The next question was around what other aspects we have to partner. Again, we are engaged in – (Multiple Speakers). Yes, we are engaged in a variety of discussions for both compounds and capabilities in terms of new business development. Those are maturing as we would expect. Certainly, we have got compounds in the clinic, compounds that are in preclinical and our core discovery preclinical capabilities that can deliver INDs in a very high-quality, rapid rate.

So – now, I guess I don't want to give too much information on what those discussions are going – those are going right now and what's kind of on the docket, but to say that we are confident that we will have at least one deal in the back half of 2010.

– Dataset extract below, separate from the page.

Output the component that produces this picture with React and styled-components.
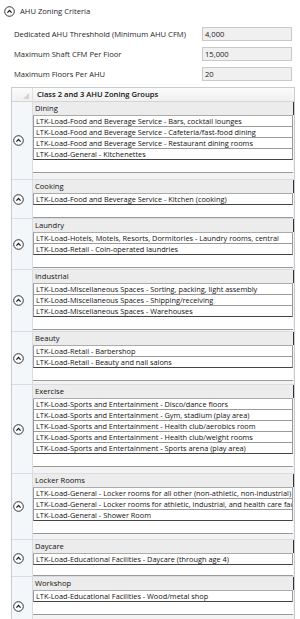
import React from "react";
import styled, { createGlobalStyle } from "styled-components";

const GlobalStyle = createGlobalStyle`
  html, body {
    margin: 0;
    padding: 0;
    background: #ffffff;
    overflow: hidden;
  }
  body {
    font-family: "Open Sans", "Noto Sans", sans-serif;
    font-size: 7.6px;
    color: #1e1e1e;
  }
`;

const fields = [
  { label: "Dedicated AHU Threshhold (Minimum AHU CFM)", value: "4,000" },
  { label: "Maximum Shaft CFM Per Floor", value: "15,000" },
  { label: "Maximum Floors Per AHU", value: "20" },
];

const groups = [
  {
    name: "Dining",
    tail: 6,
    items: [
      "LTK-Load-Food and Beverage Service - Bars, cocktail lounges",
      "LTK-Load-Food and Beverage Service - Cafeteria/fast-food dining",
      "LTK-Load-Food and Beverage Service - Restaurant dining rooms",
      "LTK-Load-General - Kitchenettes",
    ],
  },
  {
    name: "Cooking",
    tail: 0,
    items: ["LTK-Load-Food and Beverage Service - Kitchen (cooking)"],
  },
  {
    name: "Laundry",
    tail: 1,
    items: [
      "LTK-Load-Hotels, Motels, Resorts, Dormitories - Laundry rooms, central",
      "LTK-Load-Retail - Coin-operated laundries",
    ],
  },
  {
    name: "Industrial",
    tail: 1,
    items: [
      "LTK-Load-Miscellaneous Spaces - Sorting, packing, light assembly",
      "LTK-Load-Miscellaneous Spaces - Shipping/receiving",
      "LTK-Load-Miscellaneous Spaces - Warehouses",
    ],
  },
  {
    name: "Beauty",
    tail: 3,
    items: ["LTK-Load-Retail - Barbershop", "LTK-Load-Retail - Beauty and nail salons"],
  },
  {
    name: "Exercise",
    tail: 6,
    items: [
      "LTK-Load-Sports and Entertainment - Disco/dance floors",
      "LTK-Load-Sports and Entertainment - Gym, stadium (play area)",
      "LTK-Load-Sports and Entertainment - Health club/aerobics room",
      "LTK-Load-Sports and Entertainment - Health club/weight rooms",
      "LTK-Load-Sports and Entertainment - Sports arena (play area)",
    ],
  },
  {
    name: "Locker Rooms",
    tail: 5,
    items: [
      "LTK-Load-General - Locker rooms for all other (non-athletic, non-industrial)",
      "LTK-Load-General - Locker rooms for athletic, industrial, and health care facilities",
      "LTK-Load-General - Shower Room",
    ],
  },
  {
    name: "Daycare",
    tail: 0,
    empty: 10,
    items: ["LTK-Load-Educational Facilities - Daycare (through age 4)"],
  },
  {
    name: "Workshop",
    tail: 20,
    items: ["LTK-Load-Educational Facilities - Wood/metal shop"],
  },
];

function CollapseIcon({ size = 11 }) {
  return (
    <svg width={size} height={size} viewBox="0 0 11 11">
      <circle cx="5.5" cy="5.5" r="4.8" fill="#fff" stroke="#333" strokeWidth="1" />
      <path d="M3.4 6.6 L5.5 4.5 L7.6 6.6" fill="none" stroke="#222" strokeWidth="1.3" />
    </svg>
  );
}

export default function App() {
  return (
    <Page>
      <GlobalStyle />
      <ExpanderHeader>
        <CollapseIcon />
        <span>AHU Zoning Criteria</span>
      </ExpanderHeader>
      <Fields>
        {fields.map((f) => (
          <FieldRow key={f.label}>
            <FieldLabel>{f.label}</FieldLabel>
            <TextBox>{f.value}</TextBox>
          </FieldRow>
        ))}
      </Fields>
      <Grid>
        <HeaderRow>
          <SelectAll>
            <svg width="6" height="6" viewBox="0 0 6 6">
              <path d="M6 0 L6 6 L0 6 Z" fill="#d4d4d4" />
            </svg>
          </SelectAll>
          <HeaderCell>Class 2 and 3 AHU Zoning Groups</HeaderCell>
        </HeaderRow>
        {groups.map((g) => (
          <GroupRow key={g.name}>
            <RowHeader>
              <CollapseIcon />
            </RowHeader>
            <GroupBody>
              <GroupName>{g.name}</GroupName>
              <ItemList>
                {g.items.map((it) => (
                  <Item key={it}>{it}</Item>
                ))}
                <EmptyItem $h={g.empty ?? 12} />
              </ItemList>
              <Tail style={{ height: g.tail }} />
            </GroupBody>
          </GroupRow>
        ))}
      </Grid>
    </Page>
  );
}

const Page = styled.div`
  width: 300px;
  height: 619px;
  overflow: hidden;
  padding-top: 4px;
  box-sizing: border-box;
`;

const ExpanderHeader = styled.div`
  display: flex;
  align-items: center;
  gap: 5px;
  height: 14px;
  padding-left: 4px;
`;

const Fields = styled.div`
  display: flex;
  flex-direction: column;
  gap: 6px;
  padding: 9px 8px 6px 14px;
`;

const FieldRow = styled.div`
  display: flex;
  align-items: center;
  justify-content: space-between;
  height: 14px;
`;

const FieldLabel = styled.span`
  white-space: nowrap;
`;

const TextBox = styled.div`
  width: 86px;
  height: 12px;
  line-height: 12px;
  padding-left: 2px;
  background: #f0f0f0;
  border: 1px solid #c9c9c9;
`;

const Grid = styled.div`
  margin-left: 11px;
  width: 284px;
  border: 1px solid #c5ccd4;
  border-bottom: none;
  box-sizing: border-box;
`;

const HeaderRow = styled.div`
  display: flex;
  height: 13px;
  background: linear-gradient(#fbfbfb, #f0f0f0);
  border-bottom: 1px solid #d5d5d5;
`;

const SelectAll = styled.div`
  width: 21px;
  display: flex;
  align-items: flex-end;
  justify-content: flex-end;
  padding: 0 3px 2px 0;
  box-sizing: border-box;
  border-right: 1px solid #e0e0e0;
`;

const HeaderCell = styled.div`
  flex: 1;
  padding-left: 4px;
  line-height: 13px;
  font-weight: 600;
  color: #111;
`;

const GroupRow = styled.div`
  display: flex;
  border-bottom: 1px solid #d6dde5;
`;

const RowHeader = styled.div`
  width: 21px;
  flex: none;
  display: flex;
  align-items: center;
  justify-content: flex-start;
  padding-left: 1px;
  box-sizing: border-box;
  background: #f4f7fa;
  border-right: 1px solid #d6dde5;
`;

const GroupBody = styled.div`
  flex: 1;
  min-width: 0;
  background: #f3f3f3;
`;

const GroupName = styled.div`
  height: 13px;
  line-height: 13px;
  padding-left: 2px;
  background: #ececec;
  border-right: 1px solid #333;
  color: #111;
`;

const ItemList = styled.div`
  margin-right: 1px;
  background: #fff;
  border-top: 1px solid #ababab;
`;

const Item = styled.div`
  height: 10px;
  line-height: 10px;
  padding-left: 2px;
  font-size: 7.35px;
  white-space: nowrap;
  overflow: hidden;
  border-bottom: 1px solid #9a9a9a;
  border-left: 1px solid #9a9a9a;
  border-right: 1px solid #9a9a9a;
  color: #111;
  &:nth-last-child(2) {
    border-bottom-color: #444;
  }
`;

const EmptyItem = styled.div`
  height: ${(p) => p.$h}px;
  border-bottom: 1px solid #9a9a9a;
`;

const Tail = styled.div``;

Ted Tenthoff – Piper Jaffray

Great. Good luck and let us know how we can help.

Michael Morrissey

Okay. Thank you.

Operator

Your next question comes from the line of George Farmer of Canaccord. Please proceed, sir.

George Farmer – Canaccord

Hi, thanks for taking my question. Frank, regarding the guidance again, so we should think about booking all that $17 million that you are expecting from BMS in the third quarter, is that correct?

Frank Karbe

Yes, that is correct.

George Farmer – Canaccord

Okay. And then this revised cash guidance – I guess maybe Mike answered that in the last question. The – your previous guidance you said was – I think the last time we met, you said was dependent on concluding business development activity this year. That is still your plan, correct? And you also are including the debt repayment to GSK in the fourth quarter?

Frank Karbe

Yes. That is correct.

George Farmer – Canaccord

Okay.

Frank Karbe

Our guidance still assumes that we repay GSK in cash. And I will echo what Mike said earlier. We do expect to sign at least one deal before the end of the year.

George Farmer – Canaccord

Okay. And then do you need to partner 184 before you go into your GBM registration studies?

Michael Morrissey

The plan that we outlined at ASCO, the short-term plans to finish the 301, the MTC trial, initiate the GBM pivotal trial, and then to expand the RDT trial. So that core set of short-term objectives is operational and is – and remains a clear focus for us in the short term outside of any BD we would do with XL184.

George Farmer – Canaccord

Okay.

Michael Morrissey

Yes. Again, I want to reiterate; with the numbers that Frank gave, we are in a solid financial position in the near term. We have time and we have room to be able to put together a very thoughtful and pragmatic plan for how we are going to deal with 184 going forward. We don't want to rush that. We want to do this in a very detailed, thoughtful, thorough sort of way. So we have got the cash to be able to move in the short term and we have got some time to be able to figure out the right plan going forward.

George Farmer – Canaccord

Okay. And then just thinking about the organization of senior management at Exelixis, now with your new role, do you intend to bring in anyone to replace your old role or do you think you can multitask and do it all by yourself?

Michael Morrissey

Absolutely not. We have extremely strong R&D team in place. Gisela Schwab, our CMO, will be taking over all the responsibilities for Drug Development, including Developments and then CMC, as well as Translational Medicine will report into her. Peter Lamb, our CSO, who has been with the company from 2000 will now be responsible for all of Drug Discovery, including his old responsibilities in Discovery, as well as Medicinal Chemistry. So my two main direct reports in my old role have now stepped up, joined the senior management team, and will be responsible for R&D.

George Farmer – Canaccord

Great. All right. Thanks very much for answering the questions and congratulations again, Mike, for your new position.

Michael Morrissey

Thanks, George.

Operator

(Operator Instructions)

Michael Morrissey

Okay. Well, if there is no further questions, then I want to thank everybody for joining us on the call today and we will look forward to our next earnings update in the fall. Thanks again.

Operator

This concludes today's presentation. You may now disconnect. Have a good day.